### [What to do]
Copy the data below exactly, omitting any picture it contains.

### [Entries shown]
--------------------------------------------------

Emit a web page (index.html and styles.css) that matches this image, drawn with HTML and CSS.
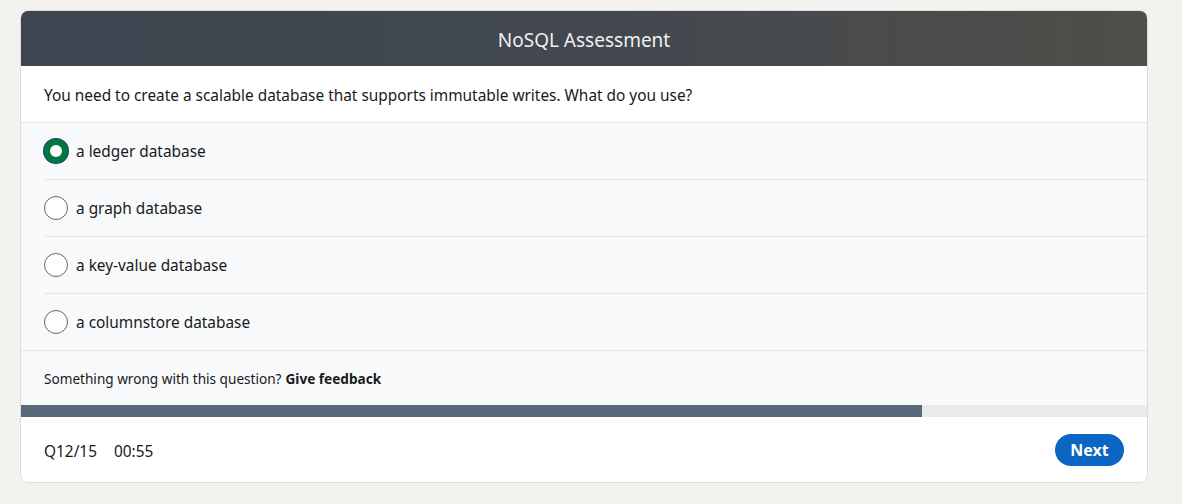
FILE: index.html
```html
<!DOCTYPE html>
<html>
<head>
<meta charset="utf-8">
<link rel="stylesheet" href="styles.css">
</head>
<body>
<div class="card">
  <div class="header">NoSQL Assessment</div>
  <div class="question">You need to create a scalable database that supports immutable writes. What do you use?</div>
  <ul class="options">
    <li class="option"><span class="radio checked"></span><span>a ledger database</span></li>
    <li class="option"><span class="radio"></span><span>a graph database</span></li>
    <li class="option"><span class="radio"></span><span>a key-value database</span></li>
    <li class="option last"><span class="radio"></span><span>a columnstore database</span></li>
  </ul>
  <div class="feedback">Something wrong with this question? <b>Give feedback</b></div>
  <div class="progress"><div class="fill" style="width:80%"></div></div>
  <div class="footer">
    <div class="meta"><span>Q12/15</span><span>00:55</span></div>
    <button class="next">Next</button>
  </div>
</div>
</body>
</html>
```
FILE: styles.css
```css
html, body { margin: 0; padding: 0; }
body {
  background: #f3f2ef;
  font-family: "Noto Sans", "Open Sans", sans-serif;
  color: #191919;
  padding: 10px 34px 0 20px;
}
.card {
  width: 1126px;
  background: #fff;
  border: 1px solid #dddcd9;
  border-radius: 8px;
  overflow: hidden;
}
.header {
  height: 56px;
  margin: -1px -1px 0 -1px;
  padding-top: 4px;
  box-sizing: border-box;
  background: linear-gradient(90deg, #3c4550 0%, #434850 50%, #4f4e48 100%);
  color: #f0f0f0;
  font-size: 19px;
  display: flex;
  align-items: center;
  justify-content: center;
  border-radius: 8px 8px 0 0;
}
.question {
  height: 57px;
  display: flex;
  align-items: center;
  padding-left: 23px;
  padding-top: 2px;
  box-sizing: border-box;
  font-size: 15.4px;
  border-bottom: 1px solid #e8e9eb;
}
.options {
  list-style: none;
  margin: 0;
  padding: 0 0 0 23px;
  background: #f8f9fb;
}
.option {
  height: 56px;
  display: flex;
  align-items: center;
  gap: 8px;
  font-size: 15.4px;
  border-bottom: 1px solid #e4e5e7;
}
.option.last { margin-left: -23px; padding-left: 23px; }
.radio {
  width: 24px;
  height: 24px;
  box-sizing: border-box;
  border-radius: 50%;
  border: 1px solid #666;
  background: #fff;
  flex: none;
}
.radio.checked {
  border: 6px solid #057642;
  box-shadow: 0 0 0 1px #0a4a6e;
}
.feedback {
  height: 54px;
  background: #f8f9fb;
  display: flex;
  align-items: center;
  padding-left: 23px;
  font-size: 13.6px;
}
.feedback b { margin-left: 4px; }
.progress {
  height: 12px;
  background: #eaeaea;
}
.fill {
  height: 100%;
  background: #56687a;
}
.footer {
  height: 65px;
  display: flex;
  align-items: center;
  justify-content: space-between;
  padding: 2px 23px 0;
  box-sizing: border-box;
}
.meta { display: flex; gap: 17px; font-size: 15.4px; margin-top: 1px; }
.next {
  background: #0a66c2;
  color: #fff;
  border: none;
  border-radius: 16px;
  height: 32px;
  width: 69px;
  font-family: inherit;
  font-size: 16px;
  font-weight: bold;
  padding: 0;
  margin-top: -1px;
}
```
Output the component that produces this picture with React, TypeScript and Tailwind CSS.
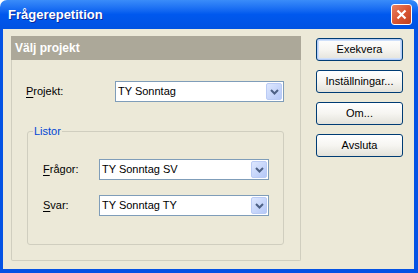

--------------------------------------------------

### [Response]
Emit a web page (index.html and styles.css) that matches this image, drawn with HTML and CSS.
FILE: index.html
```html
<!DOCTYPE html>
<html>
<head>
<meta charset="utf-8">
<link rel="stylesheet" href="styles.css">
</head>
<body>
<div class="card">
  <div class="header">NoSQL Assessment</div>
  <div class="question">You need to create a scalable database that supports immutable writes. What do you use?</div>
  <ul class="options">
    <li class="option"><span class="radio checked"></span><span>a ledger database</span></li>
    <li class="option"><span class="radio"></span><span>a graph database</span></li>
    <li class="option"><span class="radio"></span><span>a key-value database</span></li>
    <li class="option last"><span class="radio"></span><span>a columnstore database</span></li>
  </ul>
  <div class="feedback">Something wrong with this question? <b>Give feedback</b></div>
  <div class="progress"><div class="fill" style="width:80%"></div></div>
  <div class="footer">
    <div class="meta"><span>Q12/15</span><span>00:55</span></div>
    <button class="next">Next</button>
  </div>
</div>
</body>
</html>
```
FILE: styles.css
```css
html, body { margin: 0; padding: 0; }
body {
  background: #f3f2ef;
  font-family: "Noto Sans", "Open Sans", sans-serif;
  color: #191919;
  padding: 10px 34px 0 20px;
}
.card {
  width: 1126px;
  background: #fff;
  border: 1px solid #dddcd9;
  border-radius: 8px;
  overflow: hidden;
}
.header {
  height: 56px;
  margin: -1px -1px 0 -1px;
  padding-top: 4px;
  box-sizing: border-box;
  background: linear-gradient(90deg, #3c4550 0%, #434850 50%, #4f4e48 100%);
  color: #f0f0f0;
  font-size: 19px;
  display: flex;
  align-items: center;
  justify-content: center;
  border-radius: 8px 8px 0 0;
}
.question {
  height: 57px;
  display: flex;
  align-items: center;
  padding-left: 23px;
  padding-top: 2px;
  box-sizing: border-box;
  font-size: 15.4px;
  border-bottom: 1px solid #e8e9eb;
}
.options {
  list-style: none;
  margin: 0;
  padding: 0 0 0 23px;
  background: #f8f9fb;
}
.option {
  height: 56px;
  display: flex;
  align-items: center;
  gap: 8px;
  font-size: 15.4px;
  border-bottom: 1px solid #e4e5e7;
}
.option.last { margin-left: -23px; padding-left: 23px; }
.radio {
  width: 24px;
  height: 24px;
  box-sizing: border-box;
  border-radius: 50%;
  border: 1px solid #666;
  background: #fff;
  flex: none;
}
.radio.checked {
  border: 6px solid #057642;
  box-shadow: 0 0 0 1px #0a4a6e;
}
.feedback {
  height: 54px;
  background: #f8f9fb;
  display: flex;
  align-items: center;
  padding-left: 23px;
  font-size: 13.6px;
}
.feedback b { margin-left: 4px; }
.progress {
  height: 12px;
  background: #eaeaea;
}
.fill {
  height: 100%;
  background: #56687a;
}
.footer {
  height: 65px;
  display: flex;
  align-items: center;
  justify-content: space-between;
  padding: 2px 23px 0;
  box-sizing: border-box;
}
.meta { display: flex; gap: 17px; font-size: 15.4px; margin-top: 1px; }
.next {
  background: #0a66c2;
  color: #fff;
  border: none;
  border-radius: 16px;
  height: 32px;
  width: 69px;
  font-family: inherit;
  font-size: 16px;
  font-weight: bold;
  padding: 0;
  margin-top: -1px;
}
```
Output the component that produces this picture with React, TypeScript and Tailwind CSS.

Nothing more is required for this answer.